The timing of the launch was not coincidental, and that too played into the North Korean calculus. For years, North Korea has been planning to mark 2012 as a year in which it would show the world it has become a great and prosperous nation. In homage to the centenary of the country's founder Kim ill Sung, his son and successor Kim Jong-Il had ordered the launch of the satellite around the birthday of Kim Il Sung on April 15.
With a leadership succession to Kim Jong Un following the death of his father in December, many Korea watchers say the North could not back down from the launch because it would also serve to fracture the succession process, and expose faults and flaws in the system.
"It's become part of the national identity and nation building, it's not simply a disguised ballistic missile test," says Victor Cha, an analyst with the Center for Strategic and International Studies, and author of the book "The Impossible State: North Korea, Past and Future."
For Cha, the launch is part of a national process of building a narrative and myth about the new young leader. For his grandfather Kim il Sung, the constructed narrative was that of a founding father of the 'workers paradise,' and for Kim Jong-il it was the development of a nuclear program to complement its ballistic missile technology as a means of protecting the nation from outside forces.
"They need to build a new myth for him," Cha says of Kim Jong Un. Part of that myth is "the notion of trying to reach new technological heights with indigenous technology, not relying on others. So space is the frontier they want to conquer."
There is likely a military component to the launch as well.
While the North portrays it as solely about putting a satellite in orbit to add an air of international legitimacy, the technology of launching satellites and ballistic missiles are similar, and the need to further test their military defense capabilities is needed to move forward.
"This is about developing a long range ballistic missile that is capable of hitting the United States," said Acton with Carnegie.
Before he left office, former Defense Secretary Robert Gates voiced concerns over the North's military aims. "North Korea now constitutes a direct threat to the United States," he said in an interview with Newsweek while voicing concern over possible future missile technology that would be more difficult to preemptively destroy. "They are developing a road-mobile ICBM [Intercontinental Ballistic missile]. I never would have dreamed they would go to a road-mobile before testing a static ICBM."
"North Korea needs these [static missile] tests to develop missile technology," that could lead to advancement in mobile-delivery technology Acton said.

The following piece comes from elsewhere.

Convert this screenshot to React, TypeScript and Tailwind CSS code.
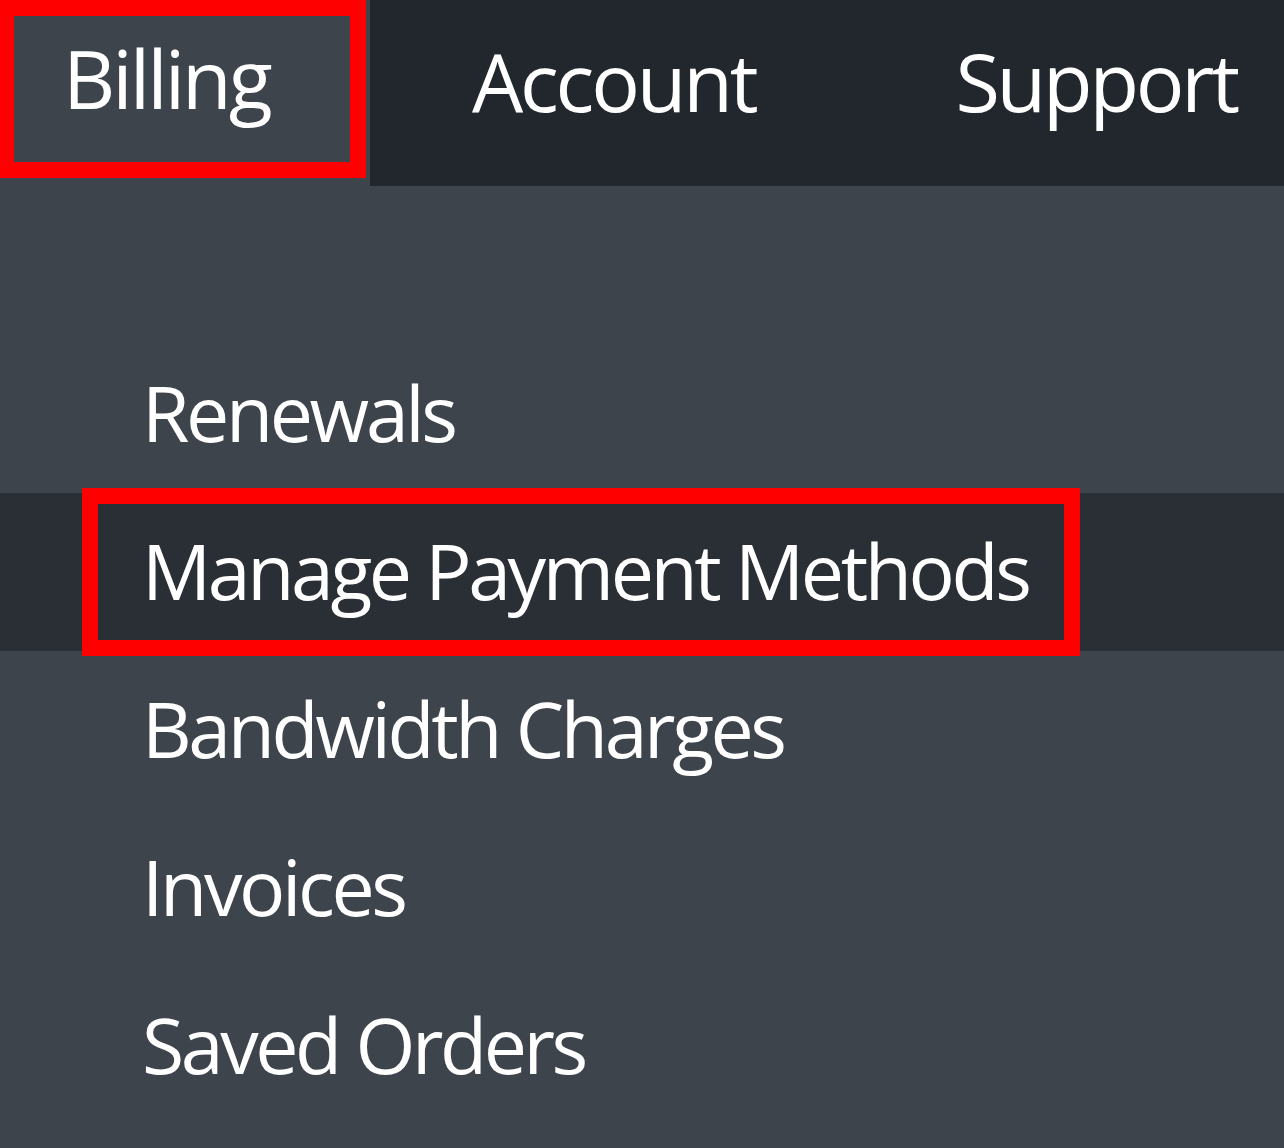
const items = ["Renewals", "Manage Payment Methods", "Bandwidth Charges", "Invoices", "Saved Orders"];

export default function App() {
  return (
    <div className="w-[1284px] h-[1148px] overflow-hidden bg-[#3e444c] text-white font-['Open_Sans',sans-serif]">
      <div className="flex h-[186px]">
        <div className="w-[370px] shrink-0">
          <div className="w-[366px] h-[178px] border-[16px] border-l-[14px] border-[#ff0000] flex items-center pl-[49px] pb-[24px] text-[81px] leading-none tracking-[-3px]">
            Billing
          </div>
        </div>
        <div className="flex-1 bg-[#22272e] flex items-center pb-[26px] text-[81px] leading-none tracking-[-3.2px]">
          <span className="ml-[102px]">Account</span>
          <span className="ml-[200px]">Support</span>
        </div>
      </div>
      <div className="pt-[149px]">
        {items.map((item) => {
          const active = item === "Manage Payment Methods";
          return (
            <div key={item} className={"h-[158px] flex items-center " + (active ? "bg-[#2a2e35]" : "")}>
              <div
                className={
                  "ml-[82px] h-[168px] flex items-center pl-[44px] pr-[36px] pb-[4px] text-[77px] leading-none tracking-[-3.4px] border-[16px] " +
                  (active ? "border-[#ff0000]" : "border-transparent")
                }
              >
                {item}
              </div>
            </div>
          );
        })}
      </div>
    </div>
  );
}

And the legacies of Iraq and Afghanistan may also be playing into the North's thinking as well.
"It's not just politics, it's the very life of the system and at the same time it sends a strong message to the world," said Cha. As Director of Asian Affairs on the National Security Council during the George W. Bush administration, Cha said his North Korea interlocutors told them their large military buildup was largely a product of seeing that Iraq and Afghanistan lacked nuclear weapons, and would never have been attacked had they possessed them.
Continuing a campaign of military advancement is a small price to pay to avoid a future U.S. attack in the North's mind Cha says. "For them, they lose a little bit of food [aid], but in the end, its a win win for them at least in their own way of thinking."
"Its always at best educated guess work with the North Koreans," says Mike Chinoy, a senior fellow at the U.S.-China Institute at the University of Southern California, and author of the book "Meltdown: The Inside Story of the North Korean Nuclear Crisis."
Chinoy, who traveled to North Korea many times as a CNN correspondent, says there is more than just birthday celebrations and national defense capabilities at work. The North's mortal enemy and neighbor, South Korea, is a factor as well. "There is a little bit of North-South competition here," he told CNN.
For decades, South Korea has been trying to put a satellite in orbit without any success. "If the North could actually get whatever this thing is on top of their rocket into orbit, they can trumpet that as a triumph over the South."
Most analysts who follow North Korea see a familiar script being re-written with North Korean provocation being followed by global condemnation, and a period of further isolation from the international community. Satellite, ballistic missile test or both, the regime appears certain in its abilities to weather the storm once again.
Chinoy says the invitation to a large contingent of foreign media by North Korea to visit the launch site and report the launch from inside the country is a sign the new regime is very confident of its hold on power, and keep control of events. "I have been there enough to know that the slightest twinge of anxiety and the door just slams shut."